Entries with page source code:
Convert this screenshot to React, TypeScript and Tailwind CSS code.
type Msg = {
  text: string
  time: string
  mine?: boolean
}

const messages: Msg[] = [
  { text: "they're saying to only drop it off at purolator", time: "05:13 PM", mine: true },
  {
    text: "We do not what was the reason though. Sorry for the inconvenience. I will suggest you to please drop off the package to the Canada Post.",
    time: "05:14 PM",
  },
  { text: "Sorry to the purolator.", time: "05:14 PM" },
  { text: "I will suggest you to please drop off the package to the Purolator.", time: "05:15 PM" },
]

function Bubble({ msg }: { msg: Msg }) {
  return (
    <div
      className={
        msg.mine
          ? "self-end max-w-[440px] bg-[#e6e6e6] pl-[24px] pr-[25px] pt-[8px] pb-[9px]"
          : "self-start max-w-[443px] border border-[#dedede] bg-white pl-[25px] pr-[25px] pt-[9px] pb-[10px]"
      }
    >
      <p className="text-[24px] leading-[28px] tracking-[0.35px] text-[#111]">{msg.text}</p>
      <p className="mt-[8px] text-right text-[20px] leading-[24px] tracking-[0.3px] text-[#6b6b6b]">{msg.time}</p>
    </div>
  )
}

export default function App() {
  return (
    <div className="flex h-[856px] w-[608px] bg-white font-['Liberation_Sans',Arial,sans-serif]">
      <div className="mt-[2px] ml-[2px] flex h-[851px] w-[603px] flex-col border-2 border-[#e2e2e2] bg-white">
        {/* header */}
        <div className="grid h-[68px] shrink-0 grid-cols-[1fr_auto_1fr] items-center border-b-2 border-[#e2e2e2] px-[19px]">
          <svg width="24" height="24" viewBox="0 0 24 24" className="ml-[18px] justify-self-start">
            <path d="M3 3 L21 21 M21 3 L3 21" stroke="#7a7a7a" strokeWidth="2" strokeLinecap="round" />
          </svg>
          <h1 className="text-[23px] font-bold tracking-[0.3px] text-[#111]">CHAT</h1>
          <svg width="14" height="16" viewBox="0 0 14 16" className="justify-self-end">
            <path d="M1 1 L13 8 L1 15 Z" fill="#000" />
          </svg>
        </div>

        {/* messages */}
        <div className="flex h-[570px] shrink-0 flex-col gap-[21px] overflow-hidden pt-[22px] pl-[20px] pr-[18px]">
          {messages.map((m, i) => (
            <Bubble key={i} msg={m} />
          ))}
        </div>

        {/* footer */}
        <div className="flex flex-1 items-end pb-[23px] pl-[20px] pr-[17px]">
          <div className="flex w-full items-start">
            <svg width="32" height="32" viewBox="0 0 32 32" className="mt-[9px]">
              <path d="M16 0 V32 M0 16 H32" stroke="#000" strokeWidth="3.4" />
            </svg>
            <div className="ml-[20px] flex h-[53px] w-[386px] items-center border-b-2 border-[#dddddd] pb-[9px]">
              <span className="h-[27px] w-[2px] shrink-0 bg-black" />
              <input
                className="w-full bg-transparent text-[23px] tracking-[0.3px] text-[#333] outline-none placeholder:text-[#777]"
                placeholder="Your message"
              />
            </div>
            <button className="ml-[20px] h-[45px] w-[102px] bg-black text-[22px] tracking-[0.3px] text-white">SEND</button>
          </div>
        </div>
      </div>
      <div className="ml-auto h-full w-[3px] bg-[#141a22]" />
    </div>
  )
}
* * *
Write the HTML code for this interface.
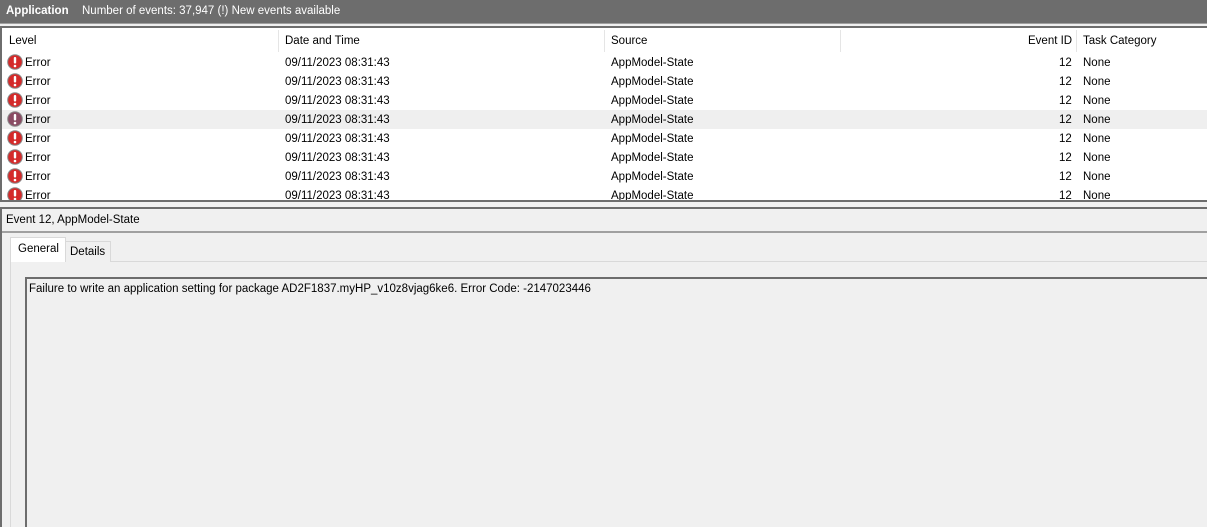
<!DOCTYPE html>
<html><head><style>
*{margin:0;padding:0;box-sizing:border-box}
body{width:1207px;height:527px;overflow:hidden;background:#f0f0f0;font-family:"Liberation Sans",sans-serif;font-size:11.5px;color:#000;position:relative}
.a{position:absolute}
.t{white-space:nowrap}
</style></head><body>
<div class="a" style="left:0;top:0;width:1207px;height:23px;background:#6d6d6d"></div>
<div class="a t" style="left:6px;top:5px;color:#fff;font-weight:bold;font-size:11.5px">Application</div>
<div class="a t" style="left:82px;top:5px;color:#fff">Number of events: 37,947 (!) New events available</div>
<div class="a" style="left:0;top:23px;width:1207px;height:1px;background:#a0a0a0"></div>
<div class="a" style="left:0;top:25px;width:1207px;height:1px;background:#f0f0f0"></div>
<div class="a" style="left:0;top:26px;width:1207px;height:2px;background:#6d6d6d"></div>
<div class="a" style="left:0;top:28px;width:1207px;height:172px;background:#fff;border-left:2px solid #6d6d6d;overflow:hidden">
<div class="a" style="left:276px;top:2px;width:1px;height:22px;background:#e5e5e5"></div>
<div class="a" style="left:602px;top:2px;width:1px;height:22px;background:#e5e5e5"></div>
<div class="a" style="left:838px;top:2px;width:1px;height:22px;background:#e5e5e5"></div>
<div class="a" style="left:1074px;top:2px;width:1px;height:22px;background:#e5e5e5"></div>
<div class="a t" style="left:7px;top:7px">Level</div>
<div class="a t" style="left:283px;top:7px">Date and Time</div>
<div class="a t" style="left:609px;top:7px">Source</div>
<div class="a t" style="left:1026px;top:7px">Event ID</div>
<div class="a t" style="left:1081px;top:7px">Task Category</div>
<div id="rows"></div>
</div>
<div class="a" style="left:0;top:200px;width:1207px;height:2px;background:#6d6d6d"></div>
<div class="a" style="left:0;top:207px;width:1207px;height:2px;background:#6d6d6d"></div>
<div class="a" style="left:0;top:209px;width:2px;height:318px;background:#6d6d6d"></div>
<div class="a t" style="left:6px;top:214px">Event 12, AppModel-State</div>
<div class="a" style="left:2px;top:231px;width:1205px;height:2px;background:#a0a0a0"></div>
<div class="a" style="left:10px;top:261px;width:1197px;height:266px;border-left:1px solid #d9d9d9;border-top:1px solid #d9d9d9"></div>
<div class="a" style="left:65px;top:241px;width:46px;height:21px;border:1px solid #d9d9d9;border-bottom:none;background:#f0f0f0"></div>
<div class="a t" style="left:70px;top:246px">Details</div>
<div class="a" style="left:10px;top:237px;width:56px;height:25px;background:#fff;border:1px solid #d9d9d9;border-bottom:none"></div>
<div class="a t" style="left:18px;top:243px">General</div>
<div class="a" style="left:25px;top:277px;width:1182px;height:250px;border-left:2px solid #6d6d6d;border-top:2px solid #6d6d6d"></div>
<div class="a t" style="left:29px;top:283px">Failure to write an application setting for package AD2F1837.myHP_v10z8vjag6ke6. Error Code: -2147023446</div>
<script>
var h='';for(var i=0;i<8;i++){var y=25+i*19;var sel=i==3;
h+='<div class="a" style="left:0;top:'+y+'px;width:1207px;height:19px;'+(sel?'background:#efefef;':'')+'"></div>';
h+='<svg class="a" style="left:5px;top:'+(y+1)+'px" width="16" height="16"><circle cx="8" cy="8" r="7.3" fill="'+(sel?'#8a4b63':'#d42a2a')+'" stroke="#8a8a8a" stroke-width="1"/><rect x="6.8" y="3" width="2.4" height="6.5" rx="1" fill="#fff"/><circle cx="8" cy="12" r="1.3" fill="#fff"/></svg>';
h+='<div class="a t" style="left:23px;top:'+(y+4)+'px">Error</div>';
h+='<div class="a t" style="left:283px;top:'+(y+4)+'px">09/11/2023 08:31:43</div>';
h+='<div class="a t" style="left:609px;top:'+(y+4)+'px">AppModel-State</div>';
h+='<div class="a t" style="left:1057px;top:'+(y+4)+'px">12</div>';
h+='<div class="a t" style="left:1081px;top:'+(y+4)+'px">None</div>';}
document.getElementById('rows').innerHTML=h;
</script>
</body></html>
* * *
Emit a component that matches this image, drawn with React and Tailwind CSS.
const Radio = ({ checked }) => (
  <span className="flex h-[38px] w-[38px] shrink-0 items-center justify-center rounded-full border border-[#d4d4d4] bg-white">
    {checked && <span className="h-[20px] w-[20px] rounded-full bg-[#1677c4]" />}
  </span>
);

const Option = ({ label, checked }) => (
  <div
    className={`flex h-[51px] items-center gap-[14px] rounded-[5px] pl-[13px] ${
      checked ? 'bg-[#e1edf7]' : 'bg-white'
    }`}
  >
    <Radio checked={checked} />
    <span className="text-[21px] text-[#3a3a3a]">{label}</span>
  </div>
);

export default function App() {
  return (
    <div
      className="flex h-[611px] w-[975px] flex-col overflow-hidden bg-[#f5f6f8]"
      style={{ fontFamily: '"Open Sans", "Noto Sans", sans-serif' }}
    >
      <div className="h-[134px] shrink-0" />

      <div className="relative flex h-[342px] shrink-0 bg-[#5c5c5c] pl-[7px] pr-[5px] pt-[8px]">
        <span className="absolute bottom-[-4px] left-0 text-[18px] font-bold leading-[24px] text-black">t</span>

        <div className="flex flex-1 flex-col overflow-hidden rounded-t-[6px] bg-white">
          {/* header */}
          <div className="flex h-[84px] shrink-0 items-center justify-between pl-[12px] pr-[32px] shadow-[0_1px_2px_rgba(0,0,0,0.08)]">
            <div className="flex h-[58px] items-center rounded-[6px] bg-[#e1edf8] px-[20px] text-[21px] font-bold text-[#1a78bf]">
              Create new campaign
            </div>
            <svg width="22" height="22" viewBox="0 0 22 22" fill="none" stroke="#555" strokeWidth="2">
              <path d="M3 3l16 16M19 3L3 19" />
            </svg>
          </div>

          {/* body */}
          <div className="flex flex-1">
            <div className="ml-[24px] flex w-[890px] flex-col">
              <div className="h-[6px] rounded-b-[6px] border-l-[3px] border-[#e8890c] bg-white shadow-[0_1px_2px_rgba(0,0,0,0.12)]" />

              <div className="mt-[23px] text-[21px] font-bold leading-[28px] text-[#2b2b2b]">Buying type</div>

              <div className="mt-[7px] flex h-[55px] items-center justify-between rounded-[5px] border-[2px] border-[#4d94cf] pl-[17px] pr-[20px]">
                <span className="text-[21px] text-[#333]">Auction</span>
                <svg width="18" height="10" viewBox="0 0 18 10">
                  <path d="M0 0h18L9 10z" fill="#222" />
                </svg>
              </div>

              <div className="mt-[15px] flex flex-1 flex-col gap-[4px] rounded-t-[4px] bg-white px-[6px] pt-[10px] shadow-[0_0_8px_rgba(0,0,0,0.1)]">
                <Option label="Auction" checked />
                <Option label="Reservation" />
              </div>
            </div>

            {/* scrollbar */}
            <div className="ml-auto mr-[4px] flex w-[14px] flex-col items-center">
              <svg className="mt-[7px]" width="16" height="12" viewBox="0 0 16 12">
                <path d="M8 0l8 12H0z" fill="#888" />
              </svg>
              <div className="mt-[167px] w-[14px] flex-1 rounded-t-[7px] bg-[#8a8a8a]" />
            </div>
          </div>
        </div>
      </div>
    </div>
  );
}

(What needs to be done): Only the number is wanted: how many lines in the data include the string "Tailwind"?

(Correct answer): 2